Sunday, March 10, 2013

Poo Flinging


Poo flinging isn't the normal precursor to great discovery.  In the 1974 Leakey expedition, however, it was.

At the work site in Tanzania, Andrew Hill and David Western were two members of the expedition; they took advantage of cannonball-sized dry elephant dung for a little humorous interchange.  Dodging one flying poo-ball and laughing, Dr Hill fell on the dry river bed and, since he was now close enough to examine it carefully, found an unusual fossil pattern that turned out to be raindrops.  Further search uncovered the animal tracks and finally, bipedal hominids; the oldest such record at around 3.6 million years old.  The well-preserved tracks might well have been parents and child, walking along the migratory route of the animals in the region.  They were nomads, and the first to stand on their feet as they walk, just like we do.

So despite what your mother told you, perhaps poo flinging isn't necessarily a bad thing.
The Laetoli Trail has become recognized as one of the wonders of the world, down which three somebodies or somethings ambled splashily across a mudflat.
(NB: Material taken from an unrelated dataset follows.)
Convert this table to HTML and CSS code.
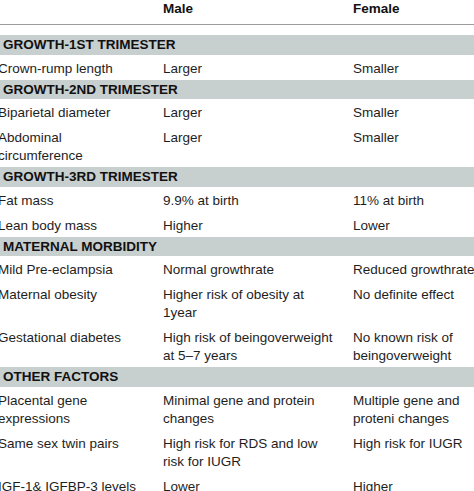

The smallest somebody or something halted and half-turned for a moment to gaze sideways. The third one came along a little later, and amused itself by putting its feet rather imprecisely in the first one’s prints. They were tiny people or creatures, but the high arch of their insteps and the splay of their toes (the wet mud squeezing up between them) is entirely modern. No relic in paleontology is as charming and touching as the trail of the Laetoli walkers.
Interestingly, the results of the years of labor by the Leakey teams turned much of paleontology upside down. The popularized 'killer-ape' of the 20th century literature turned out to be a fiction as did other extrapolations from similarly small evidence. Thirty-five years later, there's still a bit of contention about who left the footprints; was it Australopithecus afarensis (Lucy's family) as originally proposed, or perhaps the poorly known A. anamensis or even an as yet undiscovered candidate might be in the running. The impact of the discovery remains regardless of the outcome of that particular academic debate.
Because of Laetoli, because of all the archaeological toil of the Leakey dynasty in Olduvai Gorge and Turkana, because of “Lucy’s” skull in the Afar desert, the world now accepts that the human species originated in Africa. More recently still, the so-called African Eve” hypothesis indicates a single common female ancestor, located in Africa at that place where the countless ramifications of the gene tree run together.

Africa has changed in terms of place and relevance. ... the place which Europeans for five hundred years regarded as a stagnant backwater has turned out to be the fountain-head of all human development. Man began there.  
Africa’s Lost History JUNE 11, 1992 Neal Ascherson
An emerging understanding, Africa is perhaps the greatest illustration of large-scale human failure. Magnificence and nobility, spoiled by spoiled minds, civilizations shattered by invading colonialists and slavers. It will take further centuries, perhaps, before we understand what has been done. Africa is attempting to recover from the blows; we all have much yet to learn.

(Thanks and a hat tip to the movie 'Madagascar', of course.  Great good humor.)